When asked by a fellow agent roped into working with her what her plan was, she admitted that she had no idea. "I'm just following orders from the computer," she said. "I usually don't know what to do until moments before I do it."

While I hesitate to read too much into a metaphor from a weekly TV series, it did strike me that this is a vastly unsung and underused facility we all have -- the ability to tap into the supercomputer of the mind and let it guide us with "just in time" wisdom and real time responsiveness to the ever changing world in which we live.

Instead, most of us have learned to rely on the personal computer of our brain, ransacking our personal data banks for answers and insights into questions we couldn't possibly figure out based on our own limited experience. When we get stuck, we either try harder or we ask someone else who seems to have a bigger or more relevant data base for advice.

If they have the answer we were looking for, this reinforces the efficacy of our strategy; if they don't, we tend to simply assume that we asked the wrong person.

But what if the strategy itself is the problem?

What if reliance on the personal computer of the intellect (or the more powerful personal computer of someone else's intellect) still leaves us stuck in a zero-sum game, where we are forever trying to wind up on the winning side of a balanced ledger of victories and defeats instead of expanding into the infinite possibility of a thought-created world?

There is a saying, adapted as best I can tell from the teachings of Francis Bacon on money, that "the mind is a wonderful servant but a terrible master." When it comes to the little mind -- the personal computer of my brain -- I quite agree. Letting the petty tyrant of my personal ego try to run the show has proved a bust for enough years that I'm willing to concede that point without argument.

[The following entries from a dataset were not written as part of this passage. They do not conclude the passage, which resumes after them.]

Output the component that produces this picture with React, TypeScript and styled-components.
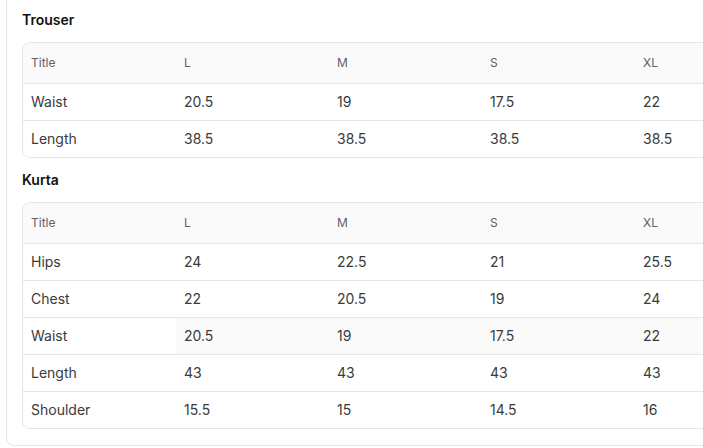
import React from "react";
import styled, { createGlobalStyle } from "styled-components";

const GlobalStyle = createGlobalStyle`
  html, body {
    margin: 0;
    padding: 0;
    background: #ffffff;
    overflow: hidden;
    width: 703px;
    height: 448px;
  }
  body {
    font-family: Inter, "Noto Sans", "Liberation Sans", sans-serif;
    -webkit-font-smoothing: antialiased;
  }
`;

const Page = styled.div`
  width: 703px;
  height: 448px;
  overflow: hidden;
`;

const Card = styled.div`
  margin-left: 6px;
  width: 820px;
  border: 1px solid #e6e6e6;
  border-top: none;
  border-radius: 0 0 8px 8px;
  padding: 10px 15px 16px;
  box-sizing: border-box;
  background: #fff;
`;

const Section = styled.section`
  & + & {
    margin-top: 12px;
  }
`;

const SectionTitle = styled.h3`
  margin: 0 0 12px;
  font-size: 14px;
  line-height: 20px;
  font-weight: 600;
  color: #111111;
`;

const TableWrap = styled.div`
  width: 767px;
  border: 1px solid #e5e5e5;
  border-radius: 8px;
  overflow: hidden;
`;

const Table = styled.table`
  border-collapse: collapse;
  table-layout: fixed;
  width: 765px;
`;

const HeadCell = styled.th`
  width: 153px;
  height: 40px;
  padding: 0 8px;
  box-sizing: border-box;
  text-align: left;
  background: #fafafa;
  font-size: 12px;
  font-weight: 400;
  color: #5f5f5f;
  border-bottom: 1px solid #e5e5e5;
`;

const Row = styled.tr<{ $hover?: boolean }>`
  & > td {
    border-bottom: 1px solid #e5e5e5;
  }
  &:last-child > td {
    border-bottom: none;
  }
  & > td + td {
    background: ${(p) => (p.$hover ? "#fafafa" : "#ffffff")};
  }
`;

const Cell = styled.td`
  height: 37px;
  padding: 0 8px;
  box-sizing: border-box;
  font-size: 14px;
  color: #3a3a3a;
  background: #ffffff;
`;

type Chart = {
  title: string;
  rows: { name: string; values: string[]; hover?: boolean }[];
};

const sizes = ["L", "M", "S", "XL"];

const charts: Chart[] = [
  {
    title: "Trouser",
    rows: [
      { name: "Waist", values: ["20.5", "19", "17.5", "22"] },
      { name: "Length", values: ["38.5", "38.5", "38.5", "38.5"] },
    ],
  },
  {
    title: "Kurta",
    rows: [
      { name: "Hips", values: ["24", "22.5", "21", "25.5"] },
      { name: "Chest", values: ["22", "20.5", "19", "24"] },
      { name: "Waist", values: ["20.5", "19", "17.5", "22"], hover: true },
      { name: "Length", values: ["43", "43", "43", "43"] },
      { name: "Shoulder", values: ["15.5", "15", "14.5", "16"] },
    ],
  },
];

export default function App() {
  return (
    <Page>
      <GlobalStyle />
      <Card>
        {charts.map((c) => (
          <Section key={c.title}>
            <SectionTitle>{c.title}</SectionTitle>
            <TableWrap>
              <Table>
                <thead>
                  <tr>
                    <HeadCell>Title</HeadCell>
                    {sizes.map((s) => (
                      <HeadCell key={s}>{s}</HeadCell>
                    ))}
                  </tr>
                </thead>
                <tbody>
                  {c.rows.map((r) => (
                    <Row key={r.name} $hover={r.hover}>
                      <Cell>{r.name}</Cell>
                      {r.values.map((v, i) => (
                        <Cell key={i}>{v}</Cell>
                      ))}
                    </Row>
                  ))}
                </tbody>
              </Table>
            </TableWrap>
          </Section>
        ))}
      </Card>
    </Page>
  );
}
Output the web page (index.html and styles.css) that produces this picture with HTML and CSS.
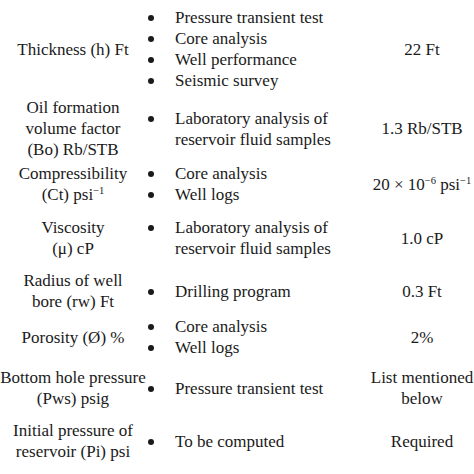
FILE: index.html
```html
<!DOCTYPE html>
<html lang="en">
<head>
<meta charset="utf-8">
<title>Reservoir parameters</title>
<link rel="stylesheet" href="styles.css">
</head>
<body>
<div class="table">
  <div class="row">
    <div class="label">Thickness (h) Ft</div>
    <ul class="sources">
      <li>Pressure transient test</li>
      <li>Core analysis</li>
      <li>Well performance</li>
      <li>Seismic survey</li>
    </ul>
    <div class="value">22 Ft</div>
  </div>
  <div class="row gap-m">
    <div class="label">Oil formation<br>volume factor<br>(Bo) Rb/STB</div>
    <ul class="sources">
      <li>Laboratory analysis of<br>reservoir fluid samples</li>
    </ul>
    <div class="value">1.3 Rb/STB</div>
  </div>
  <div class="row gap-xs">
    <div class="label">Compressibility<br>(Ct) psi<sup>−1</sup></div>
    <ul class="sources">
      <li>Core analysis</li>
      <li>Well logs</li>
    </ul>
    <div class="value">20 × 10<sup>−6</sup> psi<sup>−1</sup></div>
  </div>
  <div class="row gap-xl">
    <div class="label">Viscosity<br>(μ) cP</div>
    <ul class="sources">
      <li>Laboratory analysis of<br>reservoir fluid samples</li>
    </ul>
    <div class="value">1.0 cP</div>
  </div>
  <div class="row gap-l">
    <div class="label">Radius of well<br>bore (rw) Ft</div>
    <ul class="sources">
      <li>Drilling program</li>
    </ul>
    <div class="value">0.3 Ft</div>
  </div>
  <div class="row gap-s">
    <div class="label">Porosity (Ø) %</div>
    <ul class="sources">
      <li>Core analysis</li>
      <li>Well logs</li>
    </ul>
    <div class="value">2%</div>
  </div>
  <div class="row gap-m">
    <div class="label">Bottom hole pressure<br>(Pws) psig</div>
    <ul class="sources">
      <li>Pressure transient test</li>
    </ul>
    <div class="value">List mentioned<br>below</div>
  </div>
  <div class="row gap-l">
    <div class="label">Initial pressure of<br>reservoir (Pi) psi</div>
    <ul class="sources">
      <li>To be computed</li>
    </ul>
    <div class="value">Required</div>
  </div>
</div>
</body>
</html>
```

FILE: styles.css
```css
html, body {
  margin: 0;
  padding: 0;
  background: #ffffff;
}

body {
  width: 474px;
  height: 474px;
  overflow: hidden;
  font-family: "Liberation Serif", "Times New Roman", serif;
  font-size: 17px;
  line-height: 21px;
  color: #1a1a1a;
}

.table {
  display: flex;
  flex-direction: column;
  padding-top: 7px;
}

.row {
  display: grid;
  grid-template-columns: 146px 224px 104px;
  align-items: center;
}

.gap-xs { margin-top: 3px; }
.gap-s { margin-top: 4px; }
.gap-m { margin-top: 6px; }
.gap-l { margin-top: 11px; }
.gap-xl { margin-top: 12px; }

.row:nth-child(7) { margin-top: 9px; }

.label,
.value {
  text-align: center;
  white-space: nowrap;
}

.sources {
  list-style: none;
  margin: 0;
  padding: 0;
}

.sources li {
  position: relative;
  padding-left: 29px;
  white-space: nowrap;
}

.sources li::before {
  content: "";
  position: absolute;
  left: 2px;
  top: 8px;
  width: 6px;
  height: 6px;
  border-radius: 50%;
  background: #1a1a1a;
}

sup {
  font-size: 0.62em;
  line-height: 0;
  vertical-align: 0.55em;
}
```
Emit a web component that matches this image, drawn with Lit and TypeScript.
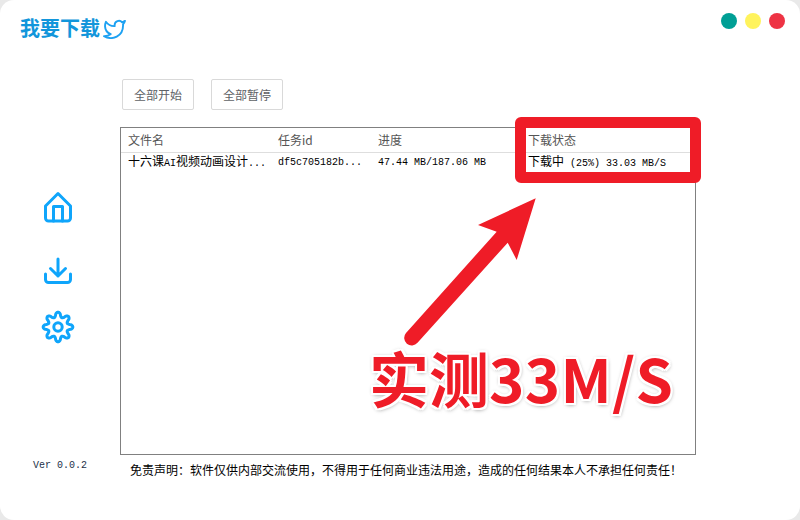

But the Universal Mind -- what the religious among us might call "the mind of God" -- makes a wonderful master and an indifferent servant. If you try to harness it and bend the universe to your will, as everyone I know who tries to use the law of attraction as a tool for acquisition finds out, you will wind up with some of what you want and a lot of self-blaming reasons for why you don't have the rest.

If, on the other hand, you allow the universal Mind to harness your will, life unfolds with greater ease, grace, and adventure than you may have ever imagined.